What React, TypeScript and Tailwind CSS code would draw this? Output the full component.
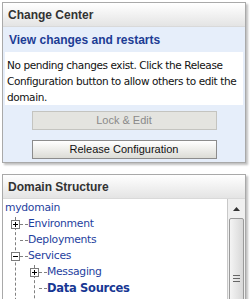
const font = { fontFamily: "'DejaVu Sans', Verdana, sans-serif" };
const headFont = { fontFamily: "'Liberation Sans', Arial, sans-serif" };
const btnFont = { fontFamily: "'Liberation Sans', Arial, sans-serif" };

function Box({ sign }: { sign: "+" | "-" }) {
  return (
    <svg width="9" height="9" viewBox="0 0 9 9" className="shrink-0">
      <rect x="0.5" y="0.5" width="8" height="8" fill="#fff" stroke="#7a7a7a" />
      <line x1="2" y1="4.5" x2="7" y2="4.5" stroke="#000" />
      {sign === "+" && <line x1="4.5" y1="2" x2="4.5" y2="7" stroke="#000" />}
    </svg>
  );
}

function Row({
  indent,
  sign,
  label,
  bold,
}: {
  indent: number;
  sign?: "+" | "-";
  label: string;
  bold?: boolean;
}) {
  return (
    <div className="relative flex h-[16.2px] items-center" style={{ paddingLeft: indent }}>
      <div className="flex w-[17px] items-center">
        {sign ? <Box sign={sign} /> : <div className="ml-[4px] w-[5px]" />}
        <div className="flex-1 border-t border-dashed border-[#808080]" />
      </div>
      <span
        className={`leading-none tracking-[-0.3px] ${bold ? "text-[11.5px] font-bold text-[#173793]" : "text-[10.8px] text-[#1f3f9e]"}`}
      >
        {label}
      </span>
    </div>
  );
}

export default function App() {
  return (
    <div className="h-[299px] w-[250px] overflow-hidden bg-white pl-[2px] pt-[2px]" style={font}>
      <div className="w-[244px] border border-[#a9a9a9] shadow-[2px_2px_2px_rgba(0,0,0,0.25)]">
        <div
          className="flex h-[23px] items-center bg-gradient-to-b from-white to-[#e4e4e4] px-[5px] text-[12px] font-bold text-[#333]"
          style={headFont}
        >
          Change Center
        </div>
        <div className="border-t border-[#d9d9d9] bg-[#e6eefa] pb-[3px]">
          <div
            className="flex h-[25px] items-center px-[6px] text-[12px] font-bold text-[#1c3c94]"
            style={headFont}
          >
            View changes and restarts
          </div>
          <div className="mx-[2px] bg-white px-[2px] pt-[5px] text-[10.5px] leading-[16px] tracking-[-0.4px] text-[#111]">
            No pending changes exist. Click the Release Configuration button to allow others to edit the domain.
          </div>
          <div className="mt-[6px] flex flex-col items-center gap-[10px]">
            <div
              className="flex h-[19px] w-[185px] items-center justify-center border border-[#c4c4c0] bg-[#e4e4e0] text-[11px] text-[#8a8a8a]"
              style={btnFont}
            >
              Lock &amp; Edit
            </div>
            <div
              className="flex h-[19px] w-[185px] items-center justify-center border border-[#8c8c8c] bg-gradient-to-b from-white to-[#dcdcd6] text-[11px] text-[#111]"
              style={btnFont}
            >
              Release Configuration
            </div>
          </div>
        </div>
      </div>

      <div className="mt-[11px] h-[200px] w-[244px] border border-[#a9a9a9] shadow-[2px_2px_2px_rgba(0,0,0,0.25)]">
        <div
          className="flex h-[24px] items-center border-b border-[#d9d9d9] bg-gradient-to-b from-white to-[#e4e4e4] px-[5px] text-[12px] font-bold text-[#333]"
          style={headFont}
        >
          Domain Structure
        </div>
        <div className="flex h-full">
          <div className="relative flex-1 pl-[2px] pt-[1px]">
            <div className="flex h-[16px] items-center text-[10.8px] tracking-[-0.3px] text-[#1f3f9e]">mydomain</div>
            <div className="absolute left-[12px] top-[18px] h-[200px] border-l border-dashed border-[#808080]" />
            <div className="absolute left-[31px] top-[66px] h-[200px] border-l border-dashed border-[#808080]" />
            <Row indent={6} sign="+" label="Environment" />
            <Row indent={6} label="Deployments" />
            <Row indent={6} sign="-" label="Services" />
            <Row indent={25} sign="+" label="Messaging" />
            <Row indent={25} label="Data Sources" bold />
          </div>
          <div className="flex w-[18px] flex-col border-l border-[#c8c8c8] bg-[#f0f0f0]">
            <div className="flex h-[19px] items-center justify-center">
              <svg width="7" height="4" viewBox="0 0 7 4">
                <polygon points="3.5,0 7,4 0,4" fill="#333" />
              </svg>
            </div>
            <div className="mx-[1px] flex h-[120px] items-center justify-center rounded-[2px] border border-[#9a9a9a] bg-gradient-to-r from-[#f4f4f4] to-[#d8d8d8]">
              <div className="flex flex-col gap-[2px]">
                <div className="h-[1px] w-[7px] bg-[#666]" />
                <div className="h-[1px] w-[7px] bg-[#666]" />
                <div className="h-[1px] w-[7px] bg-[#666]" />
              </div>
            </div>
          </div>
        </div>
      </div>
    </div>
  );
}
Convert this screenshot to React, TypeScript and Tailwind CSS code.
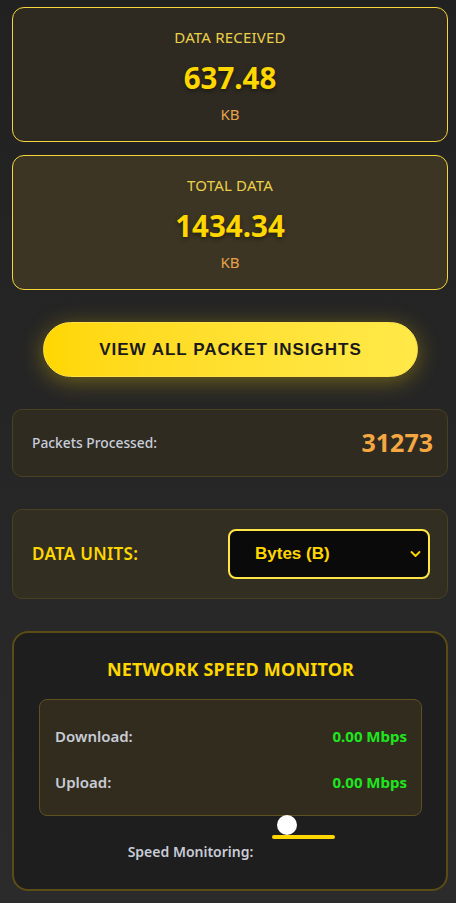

_What you have to do_: Return the whole listing, word for word, and leave out every picture.

_Result for this exercise_:
What React, TypeScript and Tailwind CSS code would draw this? Output the full component.
const font = { fontFamily: "'DejaVu Sans', Verdana, sans-serif" };
const headFont = { fontFamily: "'Liberation Sans', Arial, sans-serif" };
const btnFont = { fontFamily: "'Liberation Sans', Arial, sans-serif" };

function Box({ sign }: { sign: "+" | "-" }) {
  return (
    <svg width="9" height="9" viewBox="0 0 9 9" className="shrink-0">
      <rect x="0.5" y="0.5" width="8" height="8" fill="#fff" stroke="#7a7a7a" />
      <line x1="2" y1="4.5" x2="7" y2="4.5" stroke="#000" />
      {sign === "+" && <line x1="4.5" y1="2" x2="4.5" y2="7" stroke="#000" />}
    </svg>
  );
}

function Row({
  indent,
  sign,
  label,
  bold,
}: {
  indent: number;
  sign?: "+" | "-";
  label: string;
  bold?: boolean;
}) {
  return (
    <div className="relative flex h-[16.2px] items-center" style={{ paddingLeft: indent }}>
      <div className="flex w-[17px] items-center">
        {sign ? <Box sign={sign} /> : <div className="ml-[4px] w-[5px]" />}
        <div className="flex-1 border-t border-dashed border-[#808080]" />
      </div>
      <span
        className={`leading-none tracking-[-0.3px] ${bold ? "text-[11.5px] font-bold text-[#173793]" : "text-[10.8px] text-[#1f3f9e]"}`}
      >
        {label}
      </span>
    </div>
  );
}

export default function App() {
  return (
    <div className="h-[299px] w-[250px] overflow-hidden bg-white pl-[2px] pt-[2px]" style={font}>
      <div className="w-[244px] border border-[#a9a9a9] shadow-[2px_2px_2px_rgba(0,0,0,0.25)]">
        <div
          className="flex h-[23px] items-center bg-gradient-to-b from-white to-[#e4e4e4] px-[5px] text-[12px] font-bold text-[#333]"
          style={headFont}
        >
          Change Center
        </div>
        <div className="border-t border-[#d9d9d9] bg-[#e6eefa] pb-[3px]">
          <div
            className="flex h-[25px] items-center px-[6px] text-[12px] font-bold text-[#1c3c94]"
            style={headFont}
          >
            View changes and restarts
          </div>
          <div className="mx-[2px] bg-white px-[2px] pt-[5px] text-[10.5px] leading-[16px] tracking-[-0.4px] text-[#111]">
            No pending changes exist. Click the Release Configuration button to allow others to edit the domain.
          </div>
          <div className="mt-[6px] flex flex-col items-center gap-[10px]">
            <div
              className="flex h-[19px] w-[185px] items-center justify-center border border-[#c4c4c0] bg-[#e4e4e0] text-[11px] text-[#8a8a8a]"
              style={btnFont}
            >
              Lock &amp; Edit
            </div>
            <div
              className="flex h-[19px] w-[185px] items-center justify-center border border-[#8c8c8c] bg-gradient-to-b from-white to-[#dcdcd6] text-[11px] text-[#111]"
              style={btnFont}
            >
              Release Configuration
            </div>
          </div>
        </div>
      </div>

      <div className="mt-[11px] h-[200px] w-[244px] border border-[#a9a9a9] shadow-[2px_2px_2px_rgba(0,0,0,0.25)]">
        <div
          className="flex h-[24px] items-center border-b border-[#d9d9d9] bg-gradient-to-b from-white to-[#e4e4e4] px-[5px] text-[12px] font-bold text-[#333]"
          style={headFont}
        >
          Domain Structure
        </div>
        <div className="flex h-full">
          <div className="relative flex-1 pl-[2px] pt-[1px]">
            <div className="flex h-[16px] items-center text-[10.8px] tracking-[-0.3px] text-[#1f3f9e]">mydomain</div>
            <div className="absolute left-[12px] top-[18px] h-[200px] border-l border-dashed border-[#808080]" />
            <div className="absolute left-[31px] top-[66px] h-[200px] border-l border-dashed border-[#808080]" />
            <Row indent={6} sign="+" label="Environment" />
            <Row indent={6} label="Deployments" />
            <Row indent={6} sign="-" label="Services" />
            <Row indent={25} sign="+" label="Messaging" />
            <Row indent={25} label="Data Sources" bold />
          </div>
          <div className="flex w-[18px] flex-col border-l border-[#c8c8c8] bg-[#f0f0f0]">
            <div className="flex h-[19px] items-center justify-center">
              <svg width="7" height="4" viewBox="0 0 7 4">
                <polygon points="3.5,0 7,4 0,4" fill="#333" />
              </svg>
            </div>
            <div className="mx-[1px] flex h-[120px] items-center justify-center rounded-[2px] border border-[#9a9a9a] bg-gradient-to-r from-[#f4f4f4] to-[#d8d8d8]">
              <div className="flex flex-col gap-[2px]">
                <div className="h-[1px] w-[7px] bg-[#666]" />
                <div className="h-[1px] w-[7px] bg-[#666]" />
                <div className="h-[1px] w-[7px] bg-[#666]" />
              </div>
            </div>
          </div>
        </div>
      </div>
    </div>
  );
}
Convert this screenshot to React, TypeScript and Tailwind CSS code.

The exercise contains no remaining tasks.